Né en 1959 à Issy-les-Moulineaux, le photographe français Philippe Chancel vit et travaille à Paris. Initié très jeune à la photographie, il étudie les sciences économiques à l’université de Nanterre et le journalisme à Paris. Depuis plus de 20 ans, il poursuit une expérience photographique complexe entre art, documentaire et journalisme, un travail en constante évolution sur le statut des images dans le monde contemporain.
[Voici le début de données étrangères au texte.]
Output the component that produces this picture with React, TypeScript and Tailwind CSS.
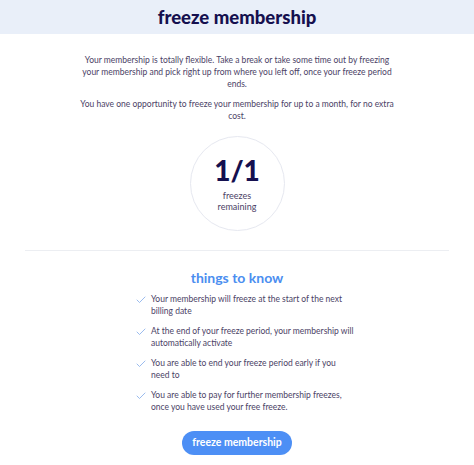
import { Check } from "lucide-react";

const items = [
  "Your membership will freeze at the start of the next billing date",
  "At the end of your freeze period, your membership will automatically activate",
  "You are able to end your freeze period early if you need to",
  "You are able to pay for further membership freezes, once you have used your free freeze.",
];

export default function App() {
  return (
    <div className="w-[474px] h-[465px] bg-white overflow-hidden" style={{ fontFamily: "Lato, sans-serif" }}>
      <div className="h-[34px] bg-[#e9eff9] flex items-center justify-center">
        <h1 className="text-[18.5px] font-black text-[#15104f] leading-none">freeze membership</h1>
      </div>

      <div className="px-[82px] pt-[20px] text-center text-[8.5px] leading-[12px] text-[#4b4266]">
        <p>
          Your membership is totally flexible. Take a break or take some time out by freezing your membership and pick
          right up from where you left off, once your freeze period ends.
        </p>
        <p className="mt-[8px] -mx-[5px]">
          You have one opportunity to freeze your membership for up to a month, for no extra cost.
        </p>
      </div>

      <div className="flex justify-center mt-[14px]">
        <div className="w-[95px] h-[95px] rounded-full border border-[#e6e8f0] flex flex-col items-center justify-center">
          <div className="text-[28px] font-black text-[#15104f] leading-none">1/1</div>
          <div className="mt-[6px] text-[9px] leading-[11px] text-[#4b4266] text-center">
            freezes
            <br />
            remaining
          </div>
        </div>
      </div>

      <div className="mx-[25px] mt-[19px] border-t border-[#eceef2]" />

      <h2 className="mt-[20px] text-center text-[14px] font-bold text-[#4b8ef0] leading-none">things to know</h2>

      <ul className="mt-[8px] pl-[135px] pr-[118px] flex flex-col gap-[8px]">
        {items.map((t) => (
          <li key={t} className="flex items-start gap-[4px]">
            <Check className="w-[12px] h-[12px] mt-[1px] shrink-0 text-[#7aa6e8]" strokeWidth={1.5} />
            <span className="text-[8.5px] leading-[12px] text-[#4b4266]">{t}</span>
          </li>
        ))}
      </ul>

      <div className="flex justify-center mt-[18px]">
        <button className="w-[110px] h-[24px] rounded-full bg-[#4d8ff5] text-white text-[10.5px] font-bold">
          freeze membership
        </button>
      </div>
    </div>
  );
}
Ses débuts dans le photojournalisme sont marqués par des reportages dans les ex-pays soviétiques. Il affiche progressivement une nouvelle approche de la photographie documentaire, en particulier avec son travail sur le monde de l’art contemporain, qui fait l’objet de plusieurs ouvrages. DPRK, sa vision de la Corée du Nord, est montré pour la première fois aux Rencontres d’Arles en 2006. DPRK fait l’objet d’un livre aux éditions Thames & Hudson, ce qui lui vaut le début d’une reconnaissance internationale. Emirates Project est présenté pour la première fois à la 53e Biennale de Venise (pavillon d’Abou Dhabi), puis à l’exposition Dreamlands au Centre Pompidou en 2010. D’autres expositions suivent à travers le monde. Philippe Chancel est finaliste du Prix Pictet 2012 pour son travail Fukushima: The Irresistible Power of Nature. Ses œuvres sont présentes dans de nombreuses collections publiques et privées, et il poursuit un travail de commande pour de grandes institutions culturelles en France et à l’international.

Site Internet

Projet

Datazone

Philippe Chancel voudrait explorer de nouveaux paysages et territoires – le Jourdain, Xalapa, Méroé, Tomsk, Ghardaïa. Brûlantes d’actualité ou loin de la rumeur du monde, ces zones de tension, toujours emblématiques et souvent hallucinantes, reflètent les dérives contemporaines du champ politique et social et représentent de véritables enjeux de civilisation.

Datazone in progress

« Une image n’est essentielle que si chaque centimètre carré de l’image est essentiel », Michelangelo Antonioni, dans un entretien accordé aux Cahiers du cinéma en 1960

Le projet Datazone se penche sur des territoires emblématiques disséminés sur la carte du monde qui sont le théâtre d’une actualité récurrente ou quasi inconnue des radars médiatiques. Ces zones de tension incarnent à mon sens des enjeux de civilisation majeurs. Datazone explore la complexité de ces paysages et leur donne une cohérence photographique qui n’écarte aucun genre : architecture, paysage, personnages, scènes de rue, espaces publics et privés. Ces catégories entremêlées nourrissent une vision synthétique et distanciée de situations proprement hallucinantes.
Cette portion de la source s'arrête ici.